Dear @niklas, I have a question about the [properties.Z]. Should the type number of atoms from custom dataset correspond with their index in periodic table of elements？Just like [H,C,N,O] = [1,6,7,8]? What will happen if I change this like[H,C,N,O] = [11,16,17,18] or [1,10,100,1000]? If i want to use other elements like heavy atoms, what suitable number should I take? Thank you so much for your sincere help.
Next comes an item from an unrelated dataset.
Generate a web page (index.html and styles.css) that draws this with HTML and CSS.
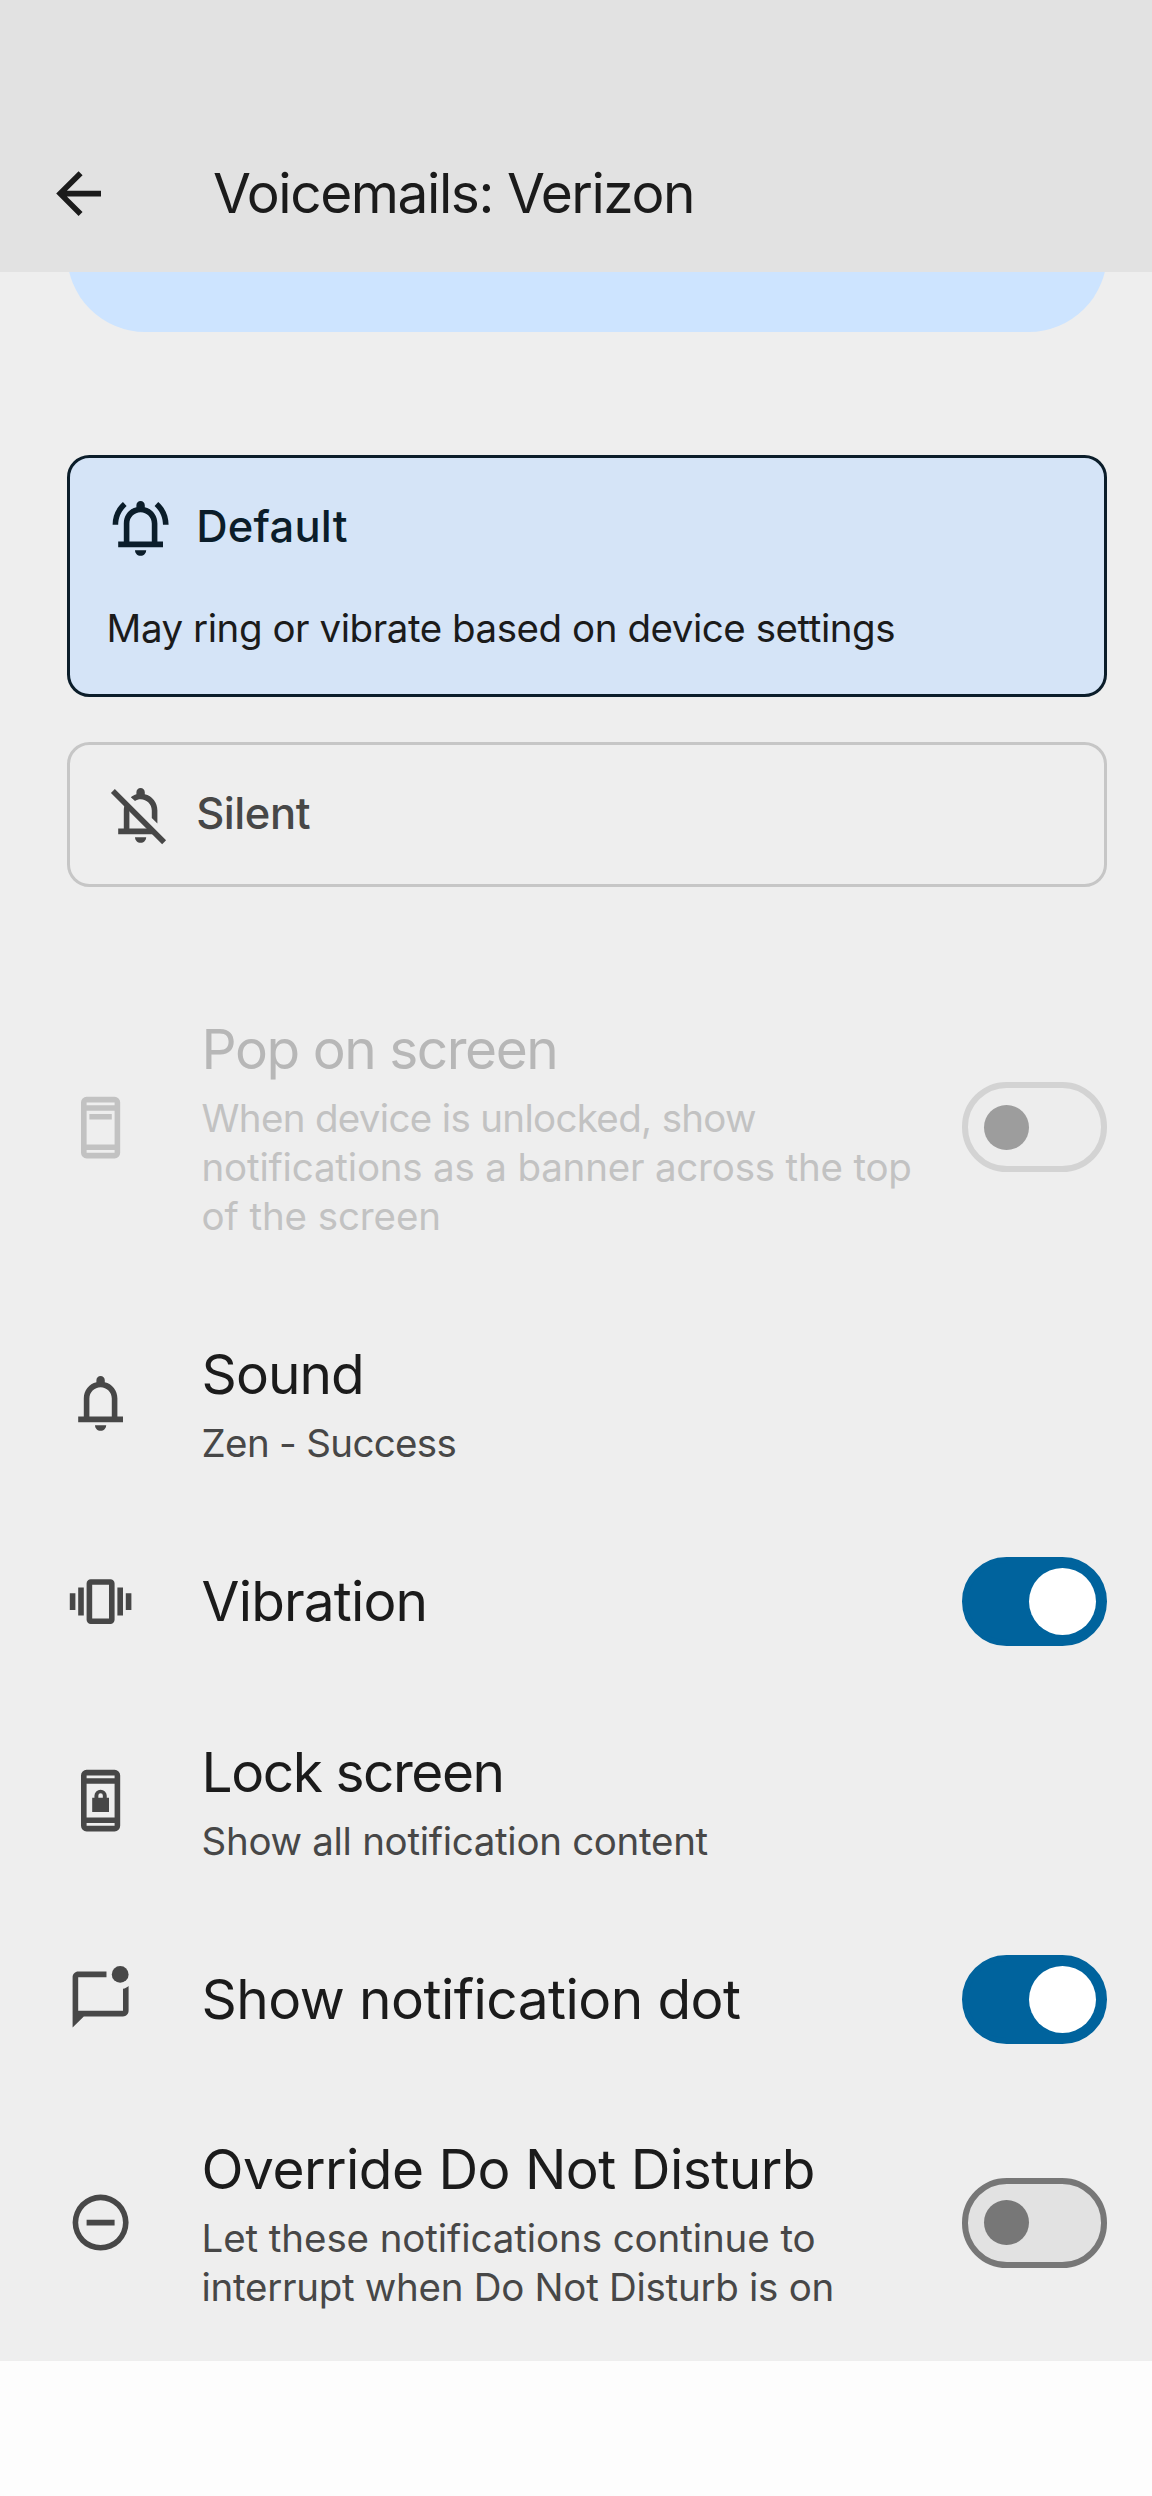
FILE: index.html
```html
<!DOCTYPE html>
<html lang="en">
<head>
<meta charset="utf-8">
<title>Voicemails: Verizon</title>
<link rel="stylesheet" href="styles.css">
</head>
<body>
<header class="app-bar">
  <svg class="icon" viewBox="0 0 24 24"><path d="M20 11H7.83l5.59-5.59L12 4l-8 8 8 8 1.41-1.41L7.83 13H20z"/></svg>
  <h1 class="app-title">Voicemails: Verizon</h1>
</header>
<main class="content">
  <div class="main-switch"></div>

  <section class="choices">
    <div class="choice choice-selected">
      <div class="choice-head">
        <svg class="icon" viewBox="0 0 24 24">
          <path d="M12 22.1c1.1 0 2-.9 2-2h-4c0 1.100.9 2 2 2zM18 17v-6.500c0-2.900-1.900-5.200-4.500-5.800V4c0-.83-.67-1.500-1.500-1.500s-1.500.67-1.500 1.500v.7C7.900 5.300 6 7.600 6 10.500V17H4v2h16v-2zM16 17H8v-6.500c0-2.200 1.800-4 4-4s4 1.800 4 4z"/>
          <path d="M2 11c0-3.300 1.400-6.200 3.700-8.100L7 4.300C5.200 5.900 4 8.300 4 11zM22 11c0-3.300-1.400-6.200-3.700-8.100L17 4.300c1.800 1.600 3 4 3 6.700z"/>
        </svg>
        <span class="choice-title ls-default">Default</span>
      </div>
      <p class="choice-text">May ring or vibrate based on device settings</p>
    </div>
    <div class="choice">
      <div class="choice-head">
        <svg class="icon" viewBox="0 0 24 24">
          <path d="M12 22.100c1.100 0 2-.9 2-2h-4c0 1.100.9 2 2 2z"/>
          <path d="M2.800 2.900 21.100 21.200l-1.400 1.400L1.400 4.300z"/>
          <path d="M4 19v-2h2v-6.500c0-.7.1-1.400.4-2L8 10.100V17h6.800l2 2z"/>
          <path d="M8.500 5.800c.6-.5 1.300-.9 2-1.100V4c0-.83.67-1.500 1.500-1.500s1.500.67 1.500 1.500v.7c2.600.6 4.500 2.900 4.500 5.800v4.700l-2-2v-2.700c0-2.200-1.800-4-4-4-.75 0-1.400.2-2 .6z"/>
        </svg>
        <span class="choice-title ls-silent">Silent</span>
      </div>
    </div>
  </section>

  <section class="settings">
    <div class="row row-three disabled">
      <svg class="icon" viewBox="0 0 24 24"><path fill-rule="evenodd" d="M7 1h10a2 2 0 0 1 2 2v18a2 2 0 0 1-2 2H7a2 2 0 0 1-2-2V3a2 2 0 0 1 2-2zM7 3v1h10V3zM7 6v12h10V6zM7 20v1h10v-1zM8 7.100h8v2H8z"/></svg>
      <div class="labels">
        <div class="title ls-pop">Pop on screen</div>
        <div class="summary"><span class="ls-when">When device is unlocked, show</span><br><span class="ls-notif">notifications as a banner across the top</span><br><span class="ls-of">of the screen</span></div>
      </div>
      <div class="switch"><span class="thumb"></span></div>
    </div>

    <div class="row row-two">
      <svg class="icon" viewBox="0 0 24 24"><path d="M12 22.100c1.100 0 2-.9 2-2h-4c0 1.100.9 2 2 2zM18 17v-6.500c0-2.900-1.900-5.200-4.500-5.800V4c0-.83-.67-1.500-1.500-1.500s-1.500.67-1.500 1.500v.7C7.900 5.300 6 7.600 6 10.500V17H4v2h16v-2zM16 17H8v-6.500c0-2.200 1.800-4 4-4s4 1.800 4 4z"/></svg>
      <div class="labels">
        <div class="title ls-sound">Sound</div>
        <div class="summary ls-zen">Zen - Success</div>
      </div>
    </div>

    <div class="row row-one">
      <svg class="icon" viewBox="0 0 24 24"><path fill-rule="evenodd" d="M8.500 4h7A1.500 1.500 0 0 1 17 5.500v13a1.500 1.500 0 0 1-1.500 1.500h-7A1.500 1.500 0 0 1 7 18.500v-13A1.500 1.500 0 0 1 8.500 4zM9 6v12h6V6zM4 7h2v10H4zM18 7h2v10h-2zM1 9h2v6H1zM21 9h2v6h-2z"/></svg>
      <div class="labels"><div class="title ls-vibration">Vibration</div></div>
      <div class="switch on"><span class="thumb"></span></div>
    </div>

    <div class="row row-two">
      <svg class="icon" viewBox="0 0 24 24"><path fill-rule="evenodd" d="M7 1h10a2 2 0 0 1 2 2v18a2 2 0 0 1-2 2H7a2 2 0 0 1-2-2V3a2 2 0 0 1 2-2zM7 3v1h10V3zM7 6v12h10V6zM7 20v1h10v-1zM9 11h.8v-.7a2.200 2.200 0 0 1 4.400 0v.7h.8v5.100H9zM11.200 11h1.600v-.8a.8.8 0 0 0-1.600 0z"/></svg>
      <div class="labels">
        <div class="title ls-lock">Lock screen</div>
        <div class="summary ls-showall">Show all notification content</div>
      </div>
    </div>

    <div class="row row-one">
      <svg class="icon" viewBox="0 0 24 24"><path d="M2 22V4c0-1.100.9-2 2-2h10.100v2H4v12h16V8.100c.75-.15 1.400-.5 2-1V16c0 1.100-.9 2-2 2H6z"/><circle cx="19" cy="3" r="3"/></svg>
      <div class="labels"><div class="title ls-dot">Show notification dot</div></div>
      <div class="switch on"><span class="thumb"></span></div>
    </div>

    <div class="row row-dnd">
      <svg class="icon" viewBox="0 0 24 24"><path fill-rule="evenodd" d="M12 2a10 10 0 1 0 0 20 10 10 0 0 0 0-20zM12 4a8 8 0 1 1 0 16 8 8 0 0 1 0-16zM7 11h10v2H7z"/></svg>
      <div class="labels">
        <div class="title ls-override">Override Do Not Disturb</div>
        <div class="summary"><span class="ls-let">Let these notifications continue to</span><br><span class="ls-interrupt">interrupt when Do Not Disturb is on</span></div>
      </div>
      <div class="switch"><span class="thumb"></span></div>
    </div>
  </section>
</main>
</body>
</html>
```
FILE: styles.css
```css
* { box-sizing: border-box; }

body {
  margin: 0;
  height: 2496px;
  background: #fdfdfd;
  color: #1b1b1b;
  font-family: Inter, Roboto, sans-serif;
  overflow: hidden;
}

.icon {
  width: 67.2px;
  height: 67.2px;
  flex: none;
  overflow: visible;
  fill: currentColor;
}

/* App bar */
.app-bar {
  display: flex;
  align-items: center;
  gap: 101px;
  height: 272px;
  padding: 115.2px 44.8px 0;
  background: #e2e2e2;
}
.app-title {
  margin: 0;
  padding-bottom: 2px;
  font-size: 55px;
  font-weight: 400;
  line-height: 72px;
  letter-spacing: -1.42px;
  white-space: nowrap;
}

/* Scrolled content */
.content {
  height: 2089px;
  overflow: hidden;
  background: #eee;
}
.main-switch {
  height: 180px;
  margin: -120.3px 44.8px 0 67.2px;
  border-radius: 78.4px;
  background: #cde4ff;
}

/* Importance choices */
.choices {
  display: flex;
  flex-direction: column;
  gap: 44.5px;
  margin: 123.3px 44.8px 78px 67.2px;
}
.choice {
  height: 145.5px;
  padding: 36.4px 36.4px 0;
  border: 3px solid #c6c6c6;
  border-radius: 22.4px;
  color: #474747;
}
.choice-selected {
  height: 242px;
  border-color: #0b1d2a;
  background: #d5e4f7;
  color: #0b1d2a;
}
.choice-head {
  display: flex;
  align-items: center;
  gap: 22.4px;
}
.choice-title {
  padding-bottom: 3px;
  font-size: 43.5px;
  font-weight: 500;
  line-height: 56px;
}
.choice-text {
  margin: 42.8px 0 0;
  color: #1b1b1b;
  font-size: 38.5px;
  line-height: 49px;
  letter-spacing: -.45px;
  white-space: nowrap;
}

/* Settings rows */
.row {
  display: flex;
  align-items: center;
  padding: 0 44.8px 0 67.2px;
  color: #474747;
}
.row-one { height: 171.6px; }
.row-two { height: 226.4px; }
.row-three { height: 324.5px; }
.row-dnd { height: 274.5px; }
.labels {
  flex: 1;
  min-width: 0;
  margin-left: 67.2px;
  white-space: nowrap;
}
.title {
  color: #1b1b1b;
  font-size: 55px;
  line-height: 72px;
}
.row-one .title { padding-bottom: 1.5px; }
.summary {
  margin-top: 9px;
  font-size: 38.5px;
  line-height: 49px;
}

.switch {
  display: flex;
  align-items: center;
  flex: none;
  width: 145.6px;
  height: 89.6px;
  padding-left: 16.4px;
  border: 6px solid #777;
  border-radius: 44.8px;
  background: #e2e2e2;
}
.thumb {
  width: 44.8px;
  height: 44.8px;
  border-radius: 50%;
  background: #777;
}
.switch.on {
  justify-content: flex-end;
  padding: 0 5.2px 0 0;
  border-color: #00639d;
  background: #00639d;
}
.switch.on .thumb {
  width: 67.2px;
  height: 67.2px;
  background: #fff;
}

.disabled { color: #c2c2c2; }
.disabled .title { color: #b7b7b7; }
.disabled .switch { border-color: #d3d3d3; background: #ededed; }
.disabled .thumb { background: #9d9d9d; }

/* Tracking per label */
.ls-default { letter-spacing: .22px; }
.ls-silent { letter-spacing: -.45px; }
.ls-pop { letter-spacing: -1.46px; }
.ls-when { letter-spacing: -.67px; }
.ls-notif { letter-spacing: -.19px; }
.ls-of { letter-spacing: -.1px; }
.ls-sound { letter-spacing: -.97px; }
.ls-zen { letter-spacing: -.67px; }
.ls-vibration { letter-spacing: -.85px; }
.ls-lock { letter-spacing: -1.45px; }
.ls-showall { letter-spacing: -.3px; }
.ls-dot { letter-spacing: -.55px; }
.ls-override { letter-spacing: -.53px; }
.ls-let { letter-spacing: -.09px; }
.ls-interrupt { letter-spacing: -.28px; }
```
Hello @sxy759334746 , the atom types do not have to correspond to their index in the periodic table. In our examples, they always correspond because this is how they are encoded in most data sets, e.g. QM9. If you have a custom data set with, e.g., atom types [1, 2, 3, 4, 5] for C, N, O, F, H this would also be fine. The only limitation is that the additional, artificial types used by G-SchNet (origin, focus, and stop) cannot occur in the set of atom types. All of this can be set in the config, see for example:

https://github.com/atomistic-machine-learning/schnetpack-gschnet/blob/ecc48bcea85c88a415c6a98ee7f62db73ecc6031/src/schnetpack_gschnet/configs/experiment/gschnet_qm9.yaml#L25-L28

I would not use very high numbers like 10000 since this will unnecessarily increase the size of the embedding layer in the network, but it would still work. In general, you can use any numbers >= 1.

Hope this helps! Best regards Niklas

NiklasGebauer commented 7 months ago

I will close this issue for now but feel free to re-open in case something was not clear.